By surviving without water, anhydrobiotic animals become resistant to numerous environmental extremes. Eggs of brine shrimp, for instance, have been carried into space and placed outside the space vehicle. After being exposed to the full radiation of the sun and the stresses of the vacuum of space, the eggs were brought back to Earth and successfully hatched.

“The eggs can be incredibly resistant to many environmental stresses, not just desiccation,” says Graham. “Understanding the mechanisms of anhydrobiosis may help us understand how life might survive periods without free water elsewhere in the solar system.”

The anhydrobiotic creatures in desert potholes make an interesting case study for possible life on Mars. Mars once had (and may still have) extensive liquid water resources. Scientists believe that most of the water on Mars is now locked up in the form of ice underneath the planet’s surface.

“The desert potholes make an analogy to Mars mostly because of how life adaptations might occur in extreme environments,” says Chan. “If we can use remote sensing types of techniques or mechanical life-detection devices, potholes are good analogies of meter-scale biomarkers that might be detectable.”

Chan also says the potholes might teach us something about life on Jupiter’s moon Europa. Although Europa is quite different from Mars – it has a frozen ice layer that may overlie a salty ocean – Europa’s icy surface is essentially “dry.” If Europa has liquid water beneath the frozen outer layer, the moon could harbor life. Such life probably would undergo similar wet and dry cycles as the anhydrobiotic organisms in desert potholes.

What’s Next

Chan and Southam have been studying a dried film of material that helps the potholes retain water longer than the surrounding sandstone. This film is composed of dried organic matter, and forms when the water is gone. Within two weeks of rehydration, the surface of the black film becomes green from algal growth, and bacterial colonies increase. Besides preserving pothole water, the biofilm also may enlarge the potholes by dissolving the cement between the sandstone grains.

“Both bacteria and algae are present, but we can’t yet say how they work together,” says Chan. “The algae presumably serve as the primary producers supporting the ecosystem, while the heterotrophs (bacteria) are likely doing most of the mineral weathering, which helps create space for the algae.”

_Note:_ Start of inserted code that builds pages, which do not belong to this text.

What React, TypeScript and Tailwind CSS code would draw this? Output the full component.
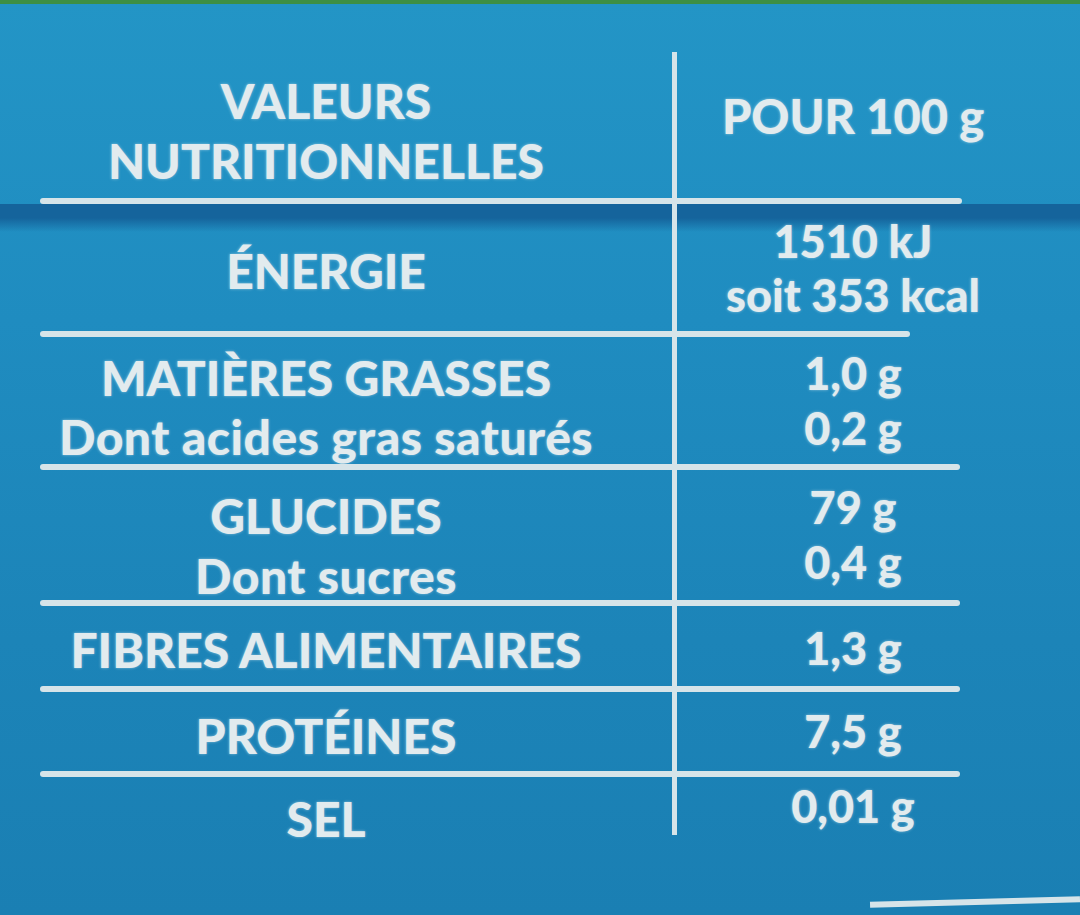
const font = { fontFamily: "Lato, 'Open Sans', sans-serif" };

const ink =
  "text-[#e2ebee] font-black [text-shadow:0_0_3px_rgba(225,240,245,0.55)]";

function Line({ end = "w-[920px]" }: { end?: string }) {
  return (
    <div className="flex h-[6px] shrink-0">
      <div className={`ml-[40px] h-full ${end} rounded-full bg-[#d6e4e9] blur-[0.6px]`} />
    </div>
  );
}

export default function App() {
  return (
    <div
      style={font}
      className="w-[1080px] h-[915px] overflow-hidden flex flex-col bg-[linear-gradient(180deg,#2395c6_0%,#1f8cc0_35%,#1c84b8_70%,#1a7fb3_100%)]"
    >
      {/* green edge of the pack */}
      <div className="h-[4px] shrink-0 bg-[#3d8f45]" />

      {/* header */}
      <div className="flex h-[194px] shrink-0">
        <div className={`w-[652px] pt-[67px] flex flex-col items-center text-[48px] leading-[60px] ${ink}`}>
          <span>VALEURS</span>
          <span>NUTRITIONNELLES</span>
        </div>
        <div className="w-[20px]" />
        <div className={`mt-[48px] w-[357px] border-l-[5px] border-[#d6e4e9] pt-[34px] flex justify-center text-[47px] leading-[60px] ${ink}`}>
          <span>POUR 100 g</span>
        </div>
      </div>
      <Line end="w-[922px]" />

      {/* energie */}
      <div className="flex h-[127px] shrink-0 bg-[linear-gradient(180deg,#15649c_0px,#15649c_14px,rgba(21,100,156,0)_28px)]">
        <div className={`w-[652px] pt-[6px] flex items-center justify-center text-[48px] ${ink}`}>
          <span>ÉNERGIE</span>
        </div>
        <div className="w-[20px]" />
        <div className={`w-[357px] border-l-[5px] border-[#d6e4e9] flex flex-col items-center justify-center text-[45px] leading-[54px] ${ink}`}>
          <span>1510 kJ</span>
          <span>soit 353 kcal</span>
        </div>
      </div>
      <Line end="w-[870px]" />

      {/* matieres grasses */}
      <div className="flex h-[127px] shrink-0">
        <div className={`w-[652px] pt-[12px] flex flex-col items-center justify-center text-[48px] leading-[59px] ${ink}`}>
          <span>MATIÈRES GRASSES</span>
          <span className="tracking-[0.5px]">Dont acides gras saturés</span>
        </div>
        <div className="w-[20px]" />
        <div className={`w-[357px] border-l-[5px] border-[#d6e4e9] flex flex-col items-center justify-center text-[45px] leading-[55px] ${ink}`}>
          <span>1,0 g</span>
          <span>0,2 g</span>
        </div>
      </div>
      <Line />

      {/* glucides */}
      <div className="flex h-[130px] shrink-0">
        <div className={`w-[652px] pt-[22px] flex flex-col items-center justify-center text-[48px] leading-[60px] ${ink}`}>
          <span>GLUCIDES</span>
          <span className="tracking-[0.5px]">Dont sucres</span>
        </div>
        <div className="w-[20px]" />
        <div className={`w-[357px] border-l-[5px] border-[#d6e4e9] flex flex-col items-center justify-center text-[45px] leading-[55px] ${ink}`}>
          <span>79 g</span>
          <span>0,4 g</span>
        </div>
      </div>
      <Line />

      {/* fibres */}
      <div className="flex h-[80px] shrink-0">
        <div className={`w-[652px] pt-[8px] flex items-center justify-center text-[48px] ${ink}`}>
          <span>FIBRES ALIMENTAIRES</span>
        </div>
        <div className="w-[20px]" />
        <div className={`w-[357px] border-l-[5px] border-[#d6e4e9] pt-[6px] flex items-center justify-center text-[45px] ${ink}`}>
          <span>1,3 g</span>
        </div>
      </div>
      <Line />

      {/* proteines */}
      <div className="flex h-[79px] shrink-0">
        <div className={`w-[652px] pt-[8px] flex items-center justify-center text-[48px] ${ink}`}>
          <span>PROTÉINES</span>
        </div>
        <div className="w-[20px]" />
        <div className={`w-[357px] border-l-[5px] border-[#d6e4e9] flex items-center justify-center text-[45px] ${ink}`}>
          <span>7,5 g</span>
        </div>
      </div>
      <Line />

      {/* sel */}
      <div className="flex h-[122px] shrink-0">
        <div className={`w-[652px] pt-[12px] flex items-start justify-center text-[48px] leading-[60px] ${ink}`}>
          <span>SEL</span>
        </div>
        <div className="w-[20px]" />
        <div className={`w-[357px] h-[58px] border-l-[5px] border-[#d6e4e9] flex items-start justify-center text-[45px] leading-[58px] ${ink}`}>
          <span>0,01 g</span>
        </div>
      </div>

      {/* edge of the next panel */}
      <div className="flex h-[6px] shrink-0">
        <div className="ml-[870px] h-full flex-1 -rotate-[1.5deg] bg-[#d6e4e9] blur-[0.6px]" />
      </div>
    </div>
  );
}
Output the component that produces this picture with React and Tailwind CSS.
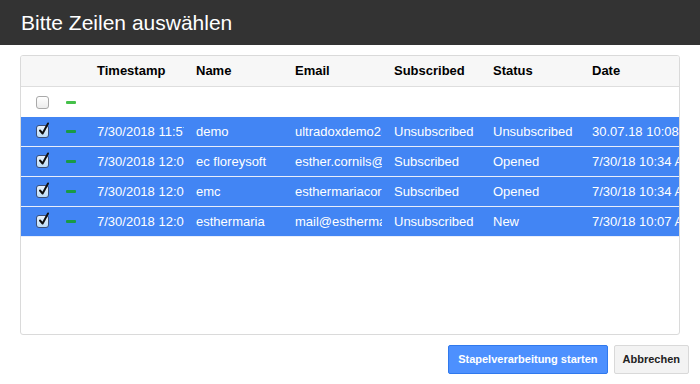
import React from "react";

const rows = [
  ["7/30/2018 11:57:12", "demo", "ultradoxdemo2@gmail.com", "Unsubscribed", "Unsubscribed", "30.07.18 10:08"],
  ["7/30/2018 12:01:33", "ec floreysoft", "esther.cornils@floreysoft.net", "Subscribed", "Opened", "7/30/18 10:34 AM"],
  ["7/30/2018 12:02:10", "emc", "esthermariacornils@gmail.com", "Subscribed", "Opened", "7/30/18 10:34 AM"],
  ["7/30/2018 12:03:41", "esthermaria", "mail@esthermaria.de", "Unsubscribed", "New", "7/30/18 10:07 AM"],
];

const headers = ["Timestamp", "Name", "Email", "Subscribed", "Status", "Date"];

function Box({ checked }) {
  if (!checked) {
    return (
      <span className="block w-[13px] h-[13px] rounded-[3px] border border-[#a9a9a9] bg-gradient-to-b from-white to-[#ececec]" />
    );
  }
  return (
    <span className="relative block w-[13px] h-[13px] rounded-[3px] border border-[#3d4f75] bg-gradient-to-b from-[#e9f3fd] to-[#bcdcf7]">
      <svg className="absolute left-[1px] -top-[4px]" width="12" height="14" viewBox="0 0 12 14">
        <path d="M2 8.5 L4.6 11.5 L10 1.5" fill="none" stroke="#111" strokeWidth="2" strokeLinecap="round" strokeLinejoin="round" />
      </svg>
    </span>
  );
}

function Row({ cells, selected }) {
  return (
    <div
      className={
        "flex items-center h-[30px] " +
        (selected ? "bg-[#4285f4] text-white border-b border-[#e8eefb]" : "")
      }
    >
      <div className="w-[44px] flex justify-center">
        <Box checked={selected} />
      </div>
      <div className="w-[21px] pl-[2px]">
        <span className={"block w-[10px] h-[3px] rounded-[1px] " + (selected ? "bg-[#189a45]" : "bg-[#45c04a]")} />
      </div>
      {cells.map((c, i) => (
        <div key={i} className="w-[99px] pl-[12px] shrink-0 overflow-hidden whitespace-nowrap text-[13px]">
          <div className="w-[87px] overflow-hidden">{c}</div>
        </div>
      ))}
    </div>
  );
}

export default function App() {
  return (
    <div className="w-[700px] h-[384px] bg-white flex flex-col font-['Liberation_Sans',Arial,sans-serif] text-[#222]">
      <div className="h-[45px] bg-[#333333] flex items-center px-[21px]">
        <h1 className="text-white text-[21px] leading-none">Bitte Zeilen auswählen</h1>
      </div>

      <div className="mx-[20px] mt-[10px] w-[660px] h-[280px] border border-[#dadada] rounded-[3px] overflow-hidden">
        <div className="flex items-center h-[31px] bg-[#f7f7f7] border-b border-[#dedede]">
          <div className="w-[65px]" />
          {headers.map((h) => (
            <div key={h} className="w-[99px] pl-[12px] shrink-0 font-bold text-[13px] text-black">
              {h}
            </div>
          ))}
        </div>
        <Row cells={["", "", "", "", "", ""]} selected={false} />
        {rows.map((r, i) => (
          <Row key={i} cells={r} selected />
        ))}
      </div>

      <div className="flex justify-end gap-[6px] mt-[10px] mr-[11px]">
        <button className="h-[29px] px-[9px] rounded-[2px] bg-[#4d90fe] border border-[#3079ed] text-white font-bold text-[11px]">
          Stapelverarbeitung starten
        </button>
        <button className="h-[29px] px-[8px] rounded-[2px] bg-[#f3f3f3] border border-[#d9d9d9] text-[#222] font-bold text-[11px]">
          Abbrechen
        </button>
      </div>
    </div>
  );
}
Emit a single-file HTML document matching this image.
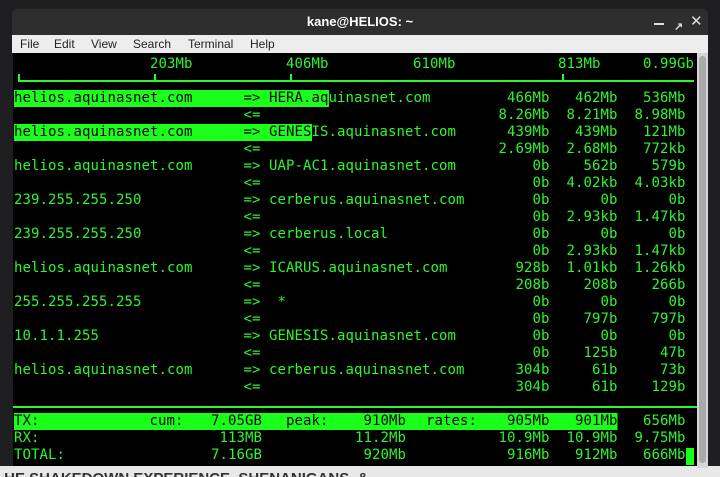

Chan says her group is only just beginning their research on desert potholes. She hopes to collaborate with astrobiologists who are doing parallel studies examining life in extreme environments. Chan also plans to participate in the Mars Society field project in Hanksville, Utah, where her team will study organisms that live inside rocks.

“In particular, we would like to try to understand how life develops, sustains, and evolves in this extreme setting,” says Chan.

Graham, meanwhile, is interested in how environmental factors determine which species will be found in a particular pothole. He hopes to see whether pothole communities create their own food through photosynthesis, or instead rely on organic matter blown in from the surrounding area. Graham also wants to learn more about a species of mite he discovered in potholes a few years ago.

“There are only two species in the genus it belongs to: this undescribed species, known only from the Colorado Plateau, and a species found in ephemeral pools in South Africa,” says Graham. “I would like to explore the intervening areas to see if there are other forms, to try to explain this intriguing biogeography. I am also interested in the ecology of the species on the Colorado Plateau because it lives in very small pools that would seem to have little productivity, yet there can be hundreds of these little mites in a single pool.”